I then demonstrated how insider-outsiders are in more advantageous positions to develop these two kinds of knowledge-how. Insider-outsider members of scientific communities will be in more advantageous positions to develop the first kind of knowledge-how because they will tend to have more experience developing multiple, conflicting conceptual frameworks. And, as I argued, having access to multiple, conflicting conceptual frameworks is crucial for the identification of potentially problematic assumptions in each of these frameworks. I also showed why insider-outsiders will tend to have more incentives to engage in critical reflection when they are questioning certain assumptions of their scientific community’s dominant conceptual framework that have been unreflectively accepted. For the second kind of knowledge-how, insider-outsider members of scientific communities will tend to have more motivation to adjust the assumptions of their conceptual frameworks once they have identified these as potentially problematic. Insider-outsiders will also tend to have more access to the alternative assumptions of their personal/cultural conceptual frameworks. While these are not advantages that guarantee that members of oppressed social groups will develop the associated epistemic privileges, they do provide strong reasons for claiming that insider-outsiders are in better positions to develop the kinds of knowledge-how associated with critical reflection.
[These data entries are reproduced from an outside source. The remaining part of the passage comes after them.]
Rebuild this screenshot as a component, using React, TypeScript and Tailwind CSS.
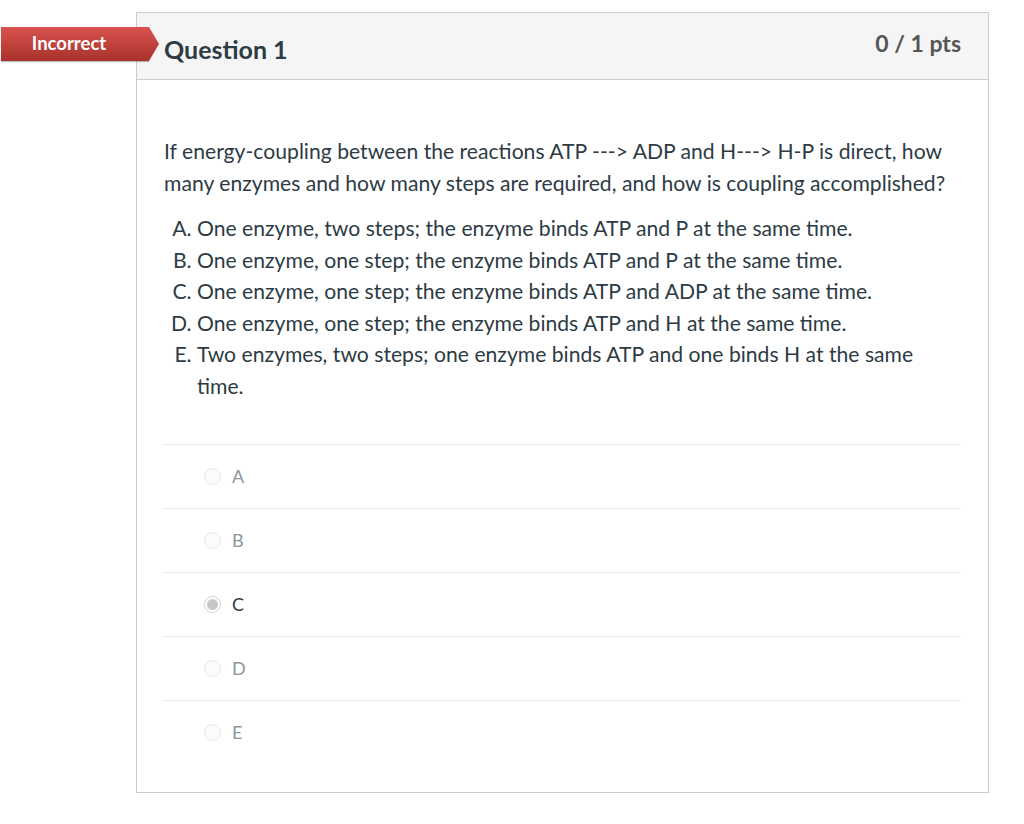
const OPTIONS = [
  "One enzyme, two steps; the enzyme binds ATP and P at the same time.",
  "One enzyme, one step; the enzyme binds ATP and P at the same time.",
  "One enzyme, one step; the enzyme binds ATP and ADP at the same time.",
  "One enzyme, one step; the enzyme binds ATP and H at the same time.",
  "Two enzymes, two steps; one enzyme binds ATP and one binds H at the same time.",
];

const ANSWERS = ["A", "B", "C", "D", "E"];
const SELECTED = "C";

export default function App() {
  return (
    <div className="min-h-[824px] w-[1024px] bg-white pt-3 font-['Lato','Liberation_Sans',sans-serif] text-[#2d3b45]">
      <div className="relative ml-[136px] w-[853px] border border-[#c7cdd1]">
        {/* result ribbon, hangs off the left edge of the card */}
        <div className="absolute -left-[136px] top-[14px] flex h-[34px] w-[158px] items-center">
          <div className="flex h-full w-[148px] items-center justify-center bg-gradient-to-b from-[#d9534f] to-[#a8322b] pr-[12px] text-[18.5px] font-bold text-white shadow-[0_1px_1px_rgba(0,0,0,0.25)]">
            Incorrect
          </div>
          <svg width="10" height="34" viewBox="0 0 10 34" className="block">
            <defs>
              <linearGradient id="rib" x1="0" y1="0" x2="0" y2="1">
                <stop offset="0" stopColor="#d9534f" />
                <stop offset="1" stopColor="#a8322b" />
              </linearGradient>
            </defs>
            <path d="M0 0 L10 17 L0 34 Z" fill="url(#rib)" />
          </svg>
        </div>

        <header className="flex h-[67px] items-center justify-between border-b border-[#c7cdd1] bg-[#f5f5f5] pl-[27px] pr-[27px]">
          <h2 className="pt-[7px] text-[25px] font-bold">Question 1</h2>
          <span className="pb-[5px] text-[23px] font-bold text-[#555]">0 / 1 pts</span>
        </header>

        <div className="px-[27px] pb-[28px] pt-[55px]">
          <p className="text-[21.15px] leading-[32px]">
            If energy-coupling between the reactions ATP ---&gt; ADP and H---&gt; H-P is direct, how many
            enzymes and how many steps are required, and how is coupling accomplished?
          </p>
          <ol className="mt-[14px] list-[upper-alpha] pl-[33px] pr-[40px] text-[21.15px] leading-[31.6px]">
            {OPTIONS.map((o) => (
              <li key={o}>{o}</li>
            ))}
          </ol>

          <div className="mt-[41px]">
            {ANSWERS.map((a) => (
              <Answer key={a} label={a} selected={a === SELECTED} />
            ))}
          </div>
        </div>
      </div>
    </div>
  );
}

function Answer({ label, selected }: { label: string; selected: boolean }) {
  return (
    <div className="flex h-[64px] items-center gap-[11px] border-t border-[#e8eaec] pl-[40px]">
      <span
        className={
          selected
            ? "flex h-[17px] w-[17px] items-center justify-center rounded-full border border-[#d0d0d0] bg-white"
            : "h-[17px] w-[17px] rounded-full border border-[#e6e6e6] bg-[#fbfbfb]"
        }
      >
        {selected && <span className="h-[11px] w-[11px] rounded-full bg-[#c8c8c8]" />}
      </span>
      <span className={selected ? "text-[18px] text-[#2d3b45]" : "text-[18px] text-[#8b969e]"}>{label}</span>
    </div>
  );
}
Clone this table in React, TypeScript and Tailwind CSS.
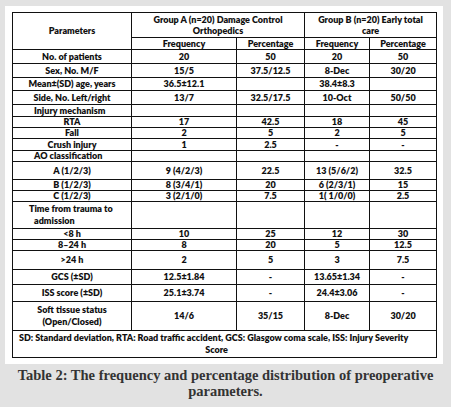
const rows: { label: string; cells: string[]; h: string; left?: boolean }[] = [
  { label: "No. of patients", cells: ["20", "50", "20", "50"], h: "h-[14px]" },
  { label: "Sex, No. M/F", cells: ["15/5", "37.5/12.5", "8-Dec", "30/20"], h: "h-[14px]" },
  { label: "Mean±(SD) age, years", cells: ["36.5±12.1", "", "38.4±8.3", ""], h: "h-[13px]" },
  { label: "Side, No. Left/right", cells: ["13/7", "32.5/17.5", "10-Oct", "50/50"], h: "h-[14px]" },
  { label: "Injury mechanism", cells: ["", "", "", ""], h: "h-[12px]", left: true },
  { label: "RTA", cells: ["17", "42.5", "18", "45"], h: "h-[11px]" },
  { label: "Fall", cells: ["2", "5", "2", "5"], h: "h-[10px]" },
  { label: "Crush injury", cells: ["1", "2.5", "-", "-"], h: "h-[12px]" },
  { label: "AO classification", cells: ["", "", "", ""], h: "h-[11px]", left: true },
  { label: "A (1/2/3)", cells: ["9 (4/2/3)", "22.5", "13 (5/6/2)", "32.5"], h: "h-[18px]" },
  { label: "B (1/2/3)", cells: ["8 (3/4/1)", "20", "6 (2/3/1)", "15"], h: "h-[10px]" },
  { label: "C (1/2/3)", cells: ["3 (2/1/0)", "7.5", "1( 1/0/0)", "2.5"], h: "h-[11px]" },
];

const rows2: { label: string; cells: string[]; h: string }[] = [
  { label: "<8 h", cells: ["10", "25", "12", "30"], h: "h-[11px]" },
  { label: "8–24 h", cells: ["8", "20", "5", "12.5"], h: "h-[11px]" },
  { label: ">24 h", cells: ["2", "5", "3", "7.5"], h: "h-[19px]" },
  { label: "GCS (±SD)", cells: ["12.5±1.84", "-", "13.65±1.34", "-"], h: "h-[15px]" },
  { label: "ISS score (±SD)", cells: ["25.1±3.74", "-", "24.4±3.06", "-"], h: "h-[17px]" },
];

const td = "border border-[#111] p-0 text-center align-middle leading-[10px]";

const Row = ({ label, cells, h, left }: { label: string; cells: string[]; h: string; left?: boolean }) => (
  <tr className={h}>
    <td className={`${td} ${left ? "!text-left pl-[21px]" : ""}`}>{label}</td>
    {cells.map((c, i) => (
      <td key={i} className={td}>
        {c}
      </td>
    ))}
  </tr>
);

export default function App() {
  return (
    <div className="w-[451px] h-[407px] bg-[#e2e2e2] pt-[6px] pl-[5px] overflow-hidden">
      <div className="w-[438px] bg-white pt-[6px] pb-[6px] pl-[7px]">
        <table
          className="table-fixed border-collapse w-[424px] text-[9px] font-extrabold text-[#111]"
          style={{ fontFamily: "Lato, 'Open Sans', sans-serif" }}
        >
          <colgroup>
            <col className="w-[119px]" />
            <col className="w-[105px]" />
            <col className="w-[68px]" />
            <col className="w-[65px]" />
            <col className="w-[67px]" />
          </colgroup>
          <tbody>
            <tr className="h-[25px]">
              <td rowSpan={2} className={td}>
                Parameters
              </td>
              <td colSpan={2} className={`${td} leading-[11px]`}>
                Group A (n=20) Damage Control
                <br />
                Orthopedics
              </td>
              <td colSpan={2} className={`${td} leading-[11px]`}>
                Group B (n=20) Early total
                <br />
                care
              </td>
            </tr>
            <tr className="h-[12px]">
              <td className={td}>Frequency</td>
              <td className={td}>Percentage</td>
              <td className={td}>Frequency</td>
              <td className={td}>Percentage</td>
            </tr>
            {rows.map((r) => (
              <Row key={r.label} {...r} />
            ))}
            <tr className="h-[27px]">
              <td className={`${td} !text-left pl-[16px] leading-[12px]`}>
                Time from trauma to
                <br />
                <span className="pl-[5px]">admission</span>
              </td>
              <td className={td}></td>
              <td className={td}></td>
              <td className={td}></td>
              <td className={td}></td>
            </tr>
            {rows2.map((r) => (
              <Row key={r.label} {...r} />
            ))}
            <tr className="h-[29px]">
              <td className={`${td} leading-[12px]`}>
                Soft tissue status
                <br />
                (Open/Closed)
              </td>
              <td className={td}>14/6</td>
              <td className={td}>35/15</td>
              <td className={td}>8-Dec</td>
              <td className={td}>30/20</td>
            </tr>
            <tr className="h-[27px]">
              <td colSpan={5} className={`${td} leading-[12px]`}>
                <div className="text-left pl-[6px]">
                  SD: Standard deviation, RTA: Road traffic accident, GCS: Glasgow coma scale, ISS: Injury Severity
                </div>
                <div className="pr-[16px]">Score</div>
              </td>
            </tr>
          </tbody>
        </table>
      </div>
      <div
        className="mt-[3px] pr-[5px] text-center text-[14.5px] leading-[16px] font-bold text-[#333]"
        style={{ fontFamily: "'Liberation Serif', serif" }}
      >
        Table 2: The frequency and percentage distribution of preoperative
        <br />
        parameters.
      </div>
    </div>
  );
}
The reason for focusing on the kinds of knowledge-how associated with critical reflection is that these can help capture some of the broader epistemic advantages of insider-outsiders that have tended to be overlooked. While I agree with more recent approaches that these epistemic advantages are ultimately contingent in an important sense, I have also suggested that the kinds of knowledge-how associated with critical reflection are epistemic privileges that are capable of extending well beyond knowledge that is directly related to the processes of oppression and social marginalization within one’s society. Instead, my approach focuses on kinds of knowledge-how that are relevant to agents’ development of their conceptual frameworks and which play a crucial role in enabling agents to raise more fruitful dissent to the assumptions of dominant conceptual frameworks. I have argued that such knowledge-how is widely applicable across agents’ different kinds of inquiries and that insider-outsiders being in better positions to obtain these epistemic privileges constitute significant, scientifically relevant epistemic advantages for them.
Competing interests
The author has no competing interests related to this article.